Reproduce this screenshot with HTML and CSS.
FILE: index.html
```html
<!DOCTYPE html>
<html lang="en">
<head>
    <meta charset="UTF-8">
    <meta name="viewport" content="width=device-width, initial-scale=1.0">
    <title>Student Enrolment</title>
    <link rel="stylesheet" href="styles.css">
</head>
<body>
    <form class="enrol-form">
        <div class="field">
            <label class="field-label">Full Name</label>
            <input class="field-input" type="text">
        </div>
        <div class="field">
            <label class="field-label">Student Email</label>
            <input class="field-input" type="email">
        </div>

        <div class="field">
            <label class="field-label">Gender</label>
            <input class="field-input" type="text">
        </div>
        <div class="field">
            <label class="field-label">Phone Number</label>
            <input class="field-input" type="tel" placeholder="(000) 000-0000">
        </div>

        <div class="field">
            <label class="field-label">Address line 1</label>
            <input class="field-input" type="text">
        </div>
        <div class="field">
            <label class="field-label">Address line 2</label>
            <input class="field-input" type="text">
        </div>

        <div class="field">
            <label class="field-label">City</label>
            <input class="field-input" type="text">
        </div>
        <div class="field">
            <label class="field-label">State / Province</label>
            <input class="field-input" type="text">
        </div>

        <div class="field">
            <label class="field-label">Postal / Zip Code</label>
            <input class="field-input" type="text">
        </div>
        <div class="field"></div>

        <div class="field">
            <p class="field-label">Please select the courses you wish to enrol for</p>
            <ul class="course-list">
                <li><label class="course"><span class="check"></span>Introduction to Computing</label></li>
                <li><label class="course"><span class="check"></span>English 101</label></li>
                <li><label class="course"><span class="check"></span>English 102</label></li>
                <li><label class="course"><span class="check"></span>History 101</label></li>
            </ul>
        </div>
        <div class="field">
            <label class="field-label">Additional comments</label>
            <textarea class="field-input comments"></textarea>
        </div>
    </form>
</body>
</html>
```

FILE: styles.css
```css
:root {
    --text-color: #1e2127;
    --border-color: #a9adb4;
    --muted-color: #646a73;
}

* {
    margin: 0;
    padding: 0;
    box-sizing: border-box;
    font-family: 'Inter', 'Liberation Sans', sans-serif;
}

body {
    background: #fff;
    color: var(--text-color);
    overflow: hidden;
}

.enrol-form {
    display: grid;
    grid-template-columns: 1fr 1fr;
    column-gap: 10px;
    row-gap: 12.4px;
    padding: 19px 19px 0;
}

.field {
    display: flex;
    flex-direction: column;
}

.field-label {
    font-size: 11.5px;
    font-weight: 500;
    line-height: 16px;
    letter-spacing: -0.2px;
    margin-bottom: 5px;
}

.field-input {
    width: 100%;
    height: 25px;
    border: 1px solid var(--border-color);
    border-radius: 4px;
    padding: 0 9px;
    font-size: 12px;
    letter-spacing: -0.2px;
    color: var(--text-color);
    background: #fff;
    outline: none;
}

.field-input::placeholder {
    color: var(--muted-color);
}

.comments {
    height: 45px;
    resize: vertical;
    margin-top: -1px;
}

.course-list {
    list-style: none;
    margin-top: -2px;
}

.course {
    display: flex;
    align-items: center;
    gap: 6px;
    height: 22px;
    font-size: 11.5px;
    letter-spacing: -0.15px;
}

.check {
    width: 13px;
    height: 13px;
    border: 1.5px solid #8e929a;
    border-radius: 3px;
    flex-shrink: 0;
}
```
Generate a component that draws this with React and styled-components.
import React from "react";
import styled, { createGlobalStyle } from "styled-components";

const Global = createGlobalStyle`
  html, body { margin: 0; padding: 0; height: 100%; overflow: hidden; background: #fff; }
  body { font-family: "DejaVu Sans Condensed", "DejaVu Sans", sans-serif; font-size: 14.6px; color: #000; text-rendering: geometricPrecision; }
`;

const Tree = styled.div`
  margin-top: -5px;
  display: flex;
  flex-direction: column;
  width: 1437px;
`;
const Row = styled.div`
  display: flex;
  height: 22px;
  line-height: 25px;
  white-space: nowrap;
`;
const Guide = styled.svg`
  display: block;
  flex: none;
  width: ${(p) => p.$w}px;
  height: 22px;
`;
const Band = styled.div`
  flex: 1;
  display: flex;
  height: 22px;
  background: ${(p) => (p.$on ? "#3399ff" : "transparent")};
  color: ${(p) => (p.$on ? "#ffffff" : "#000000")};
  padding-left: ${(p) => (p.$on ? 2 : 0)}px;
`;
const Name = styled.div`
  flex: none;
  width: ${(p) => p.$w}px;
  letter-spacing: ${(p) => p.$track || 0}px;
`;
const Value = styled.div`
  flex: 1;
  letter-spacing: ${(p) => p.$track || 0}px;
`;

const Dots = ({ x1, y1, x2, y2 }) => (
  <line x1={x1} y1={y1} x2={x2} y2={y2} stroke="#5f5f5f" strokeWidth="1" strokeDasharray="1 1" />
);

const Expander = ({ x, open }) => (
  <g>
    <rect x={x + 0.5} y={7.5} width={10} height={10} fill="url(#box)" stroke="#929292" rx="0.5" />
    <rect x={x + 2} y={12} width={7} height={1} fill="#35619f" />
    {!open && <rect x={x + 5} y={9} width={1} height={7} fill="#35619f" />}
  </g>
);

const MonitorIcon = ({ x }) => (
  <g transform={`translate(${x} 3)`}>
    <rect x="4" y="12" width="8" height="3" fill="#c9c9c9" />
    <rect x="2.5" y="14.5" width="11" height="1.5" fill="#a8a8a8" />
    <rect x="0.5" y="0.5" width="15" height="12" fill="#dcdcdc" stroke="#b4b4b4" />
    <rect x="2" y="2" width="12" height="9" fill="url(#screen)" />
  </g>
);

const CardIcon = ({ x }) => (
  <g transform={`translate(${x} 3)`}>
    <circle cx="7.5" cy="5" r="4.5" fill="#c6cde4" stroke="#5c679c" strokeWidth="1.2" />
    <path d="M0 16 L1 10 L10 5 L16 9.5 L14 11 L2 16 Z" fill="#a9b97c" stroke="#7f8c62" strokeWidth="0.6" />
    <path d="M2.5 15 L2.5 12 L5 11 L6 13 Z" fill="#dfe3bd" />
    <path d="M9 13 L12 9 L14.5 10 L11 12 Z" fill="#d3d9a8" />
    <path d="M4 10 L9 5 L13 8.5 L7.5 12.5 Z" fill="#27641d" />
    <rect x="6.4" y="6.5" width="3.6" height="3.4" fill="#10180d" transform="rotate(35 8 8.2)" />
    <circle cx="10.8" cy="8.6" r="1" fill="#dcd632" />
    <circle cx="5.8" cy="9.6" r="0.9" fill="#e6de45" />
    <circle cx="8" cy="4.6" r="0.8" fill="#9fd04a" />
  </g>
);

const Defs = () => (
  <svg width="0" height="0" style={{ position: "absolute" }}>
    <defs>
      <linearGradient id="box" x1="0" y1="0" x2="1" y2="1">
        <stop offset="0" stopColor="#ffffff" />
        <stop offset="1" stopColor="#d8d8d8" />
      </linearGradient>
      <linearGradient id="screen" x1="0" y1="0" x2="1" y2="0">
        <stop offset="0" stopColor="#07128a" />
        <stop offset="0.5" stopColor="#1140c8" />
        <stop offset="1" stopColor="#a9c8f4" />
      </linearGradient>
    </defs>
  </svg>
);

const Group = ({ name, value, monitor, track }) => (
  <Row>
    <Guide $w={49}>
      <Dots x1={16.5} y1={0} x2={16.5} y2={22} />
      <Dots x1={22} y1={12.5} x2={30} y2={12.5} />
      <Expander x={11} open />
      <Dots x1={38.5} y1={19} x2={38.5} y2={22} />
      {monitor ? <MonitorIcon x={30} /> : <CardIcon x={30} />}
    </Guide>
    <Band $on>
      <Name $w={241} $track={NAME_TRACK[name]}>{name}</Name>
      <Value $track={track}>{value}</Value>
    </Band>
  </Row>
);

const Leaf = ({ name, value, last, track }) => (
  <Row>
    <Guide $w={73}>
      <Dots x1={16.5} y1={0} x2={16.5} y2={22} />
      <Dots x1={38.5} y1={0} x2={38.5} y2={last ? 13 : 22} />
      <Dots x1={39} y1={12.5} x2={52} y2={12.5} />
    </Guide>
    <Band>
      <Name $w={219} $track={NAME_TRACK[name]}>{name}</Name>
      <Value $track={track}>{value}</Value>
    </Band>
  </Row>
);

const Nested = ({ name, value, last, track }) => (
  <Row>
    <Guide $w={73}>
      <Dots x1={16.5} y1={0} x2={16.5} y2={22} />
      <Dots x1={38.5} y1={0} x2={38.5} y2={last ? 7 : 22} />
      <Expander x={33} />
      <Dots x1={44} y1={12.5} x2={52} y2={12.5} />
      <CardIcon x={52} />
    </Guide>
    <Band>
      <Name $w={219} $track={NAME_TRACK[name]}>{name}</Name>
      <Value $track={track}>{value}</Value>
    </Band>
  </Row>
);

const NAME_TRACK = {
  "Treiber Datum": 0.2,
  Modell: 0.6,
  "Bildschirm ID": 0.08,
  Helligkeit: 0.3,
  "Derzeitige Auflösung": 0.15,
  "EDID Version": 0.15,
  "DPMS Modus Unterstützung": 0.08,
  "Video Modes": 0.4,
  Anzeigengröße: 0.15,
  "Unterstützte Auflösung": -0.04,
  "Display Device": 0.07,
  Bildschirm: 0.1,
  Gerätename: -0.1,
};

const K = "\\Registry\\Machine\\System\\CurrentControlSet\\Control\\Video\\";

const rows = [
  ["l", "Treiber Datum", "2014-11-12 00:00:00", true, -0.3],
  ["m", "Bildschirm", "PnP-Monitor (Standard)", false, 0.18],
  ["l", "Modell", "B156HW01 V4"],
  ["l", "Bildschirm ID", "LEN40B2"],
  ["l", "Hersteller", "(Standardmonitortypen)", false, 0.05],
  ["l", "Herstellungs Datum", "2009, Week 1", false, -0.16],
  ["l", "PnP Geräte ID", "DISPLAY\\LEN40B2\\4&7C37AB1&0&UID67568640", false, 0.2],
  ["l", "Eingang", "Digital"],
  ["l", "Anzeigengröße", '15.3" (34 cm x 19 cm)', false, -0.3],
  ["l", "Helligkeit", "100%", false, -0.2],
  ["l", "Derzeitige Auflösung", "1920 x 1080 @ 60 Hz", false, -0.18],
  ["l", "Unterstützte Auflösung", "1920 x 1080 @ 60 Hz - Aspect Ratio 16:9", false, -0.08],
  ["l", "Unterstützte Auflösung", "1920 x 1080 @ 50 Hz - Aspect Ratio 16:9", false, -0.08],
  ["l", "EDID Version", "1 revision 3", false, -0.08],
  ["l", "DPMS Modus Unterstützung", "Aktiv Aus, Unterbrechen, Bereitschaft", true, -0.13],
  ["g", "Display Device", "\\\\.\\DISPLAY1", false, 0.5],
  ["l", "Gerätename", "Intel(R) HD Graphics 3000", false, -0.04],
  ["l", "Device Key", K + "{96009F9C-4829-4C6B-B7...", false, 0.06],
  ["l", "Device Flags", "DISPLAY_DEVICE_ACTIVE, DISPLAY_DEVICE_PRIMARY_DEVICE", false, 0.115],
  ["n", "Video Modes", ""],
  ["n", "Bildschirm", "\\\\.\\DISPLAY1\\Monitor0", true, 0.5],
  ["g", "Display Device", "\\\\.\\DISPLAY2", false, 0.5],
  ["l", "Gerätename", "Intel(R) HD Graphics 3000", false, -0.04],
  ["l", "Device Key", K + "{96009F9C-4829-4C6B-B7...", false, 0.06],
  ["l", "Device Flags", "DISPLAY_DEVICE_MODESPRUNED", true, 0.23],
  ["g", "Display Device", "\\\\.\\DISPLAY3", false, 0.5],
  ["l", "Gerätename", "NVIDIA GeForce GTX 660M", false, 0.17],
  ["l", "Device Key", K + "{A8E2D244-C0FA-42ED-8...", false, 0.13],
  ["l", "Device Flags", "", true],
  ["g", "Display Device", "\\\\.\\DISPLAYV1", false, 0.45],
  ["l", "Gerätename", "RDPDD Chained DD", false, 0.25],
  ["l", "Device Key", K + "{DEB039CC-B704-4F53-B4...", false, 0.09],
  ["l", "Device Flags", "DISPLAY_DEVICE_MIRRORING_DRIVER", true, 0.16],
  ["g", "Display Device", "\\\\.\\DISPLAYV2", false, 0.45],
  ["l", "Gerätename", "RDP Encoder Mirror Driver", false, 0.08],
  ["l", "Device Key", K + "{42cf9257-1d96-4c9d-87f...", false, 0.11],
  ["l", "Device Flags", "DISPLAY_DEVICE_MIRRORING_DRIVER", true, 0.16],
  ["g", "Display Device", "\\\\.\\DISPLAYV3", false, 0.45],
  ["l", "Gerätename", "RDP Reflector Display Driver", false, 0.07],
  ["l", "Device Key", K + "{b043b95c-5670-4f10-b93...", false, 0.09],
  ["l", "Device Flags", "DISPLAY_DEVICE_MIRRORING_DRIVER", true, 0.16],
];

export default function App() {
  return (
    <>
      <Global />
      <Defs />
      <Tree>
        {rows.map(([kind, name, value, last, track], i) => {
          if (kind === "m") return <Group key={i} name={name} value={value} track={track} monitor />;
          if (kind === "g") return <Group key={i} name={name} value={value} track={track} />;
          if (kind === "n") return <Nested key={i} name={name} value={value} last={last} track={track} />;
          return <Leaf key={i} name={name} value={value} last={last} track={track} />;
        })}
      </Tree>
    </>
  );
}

Exercise task:
Identify all lines where the word "React" shows up. Copy them.

Written answer:
Generate a component that draws this with React and styled-components.
import React from "react";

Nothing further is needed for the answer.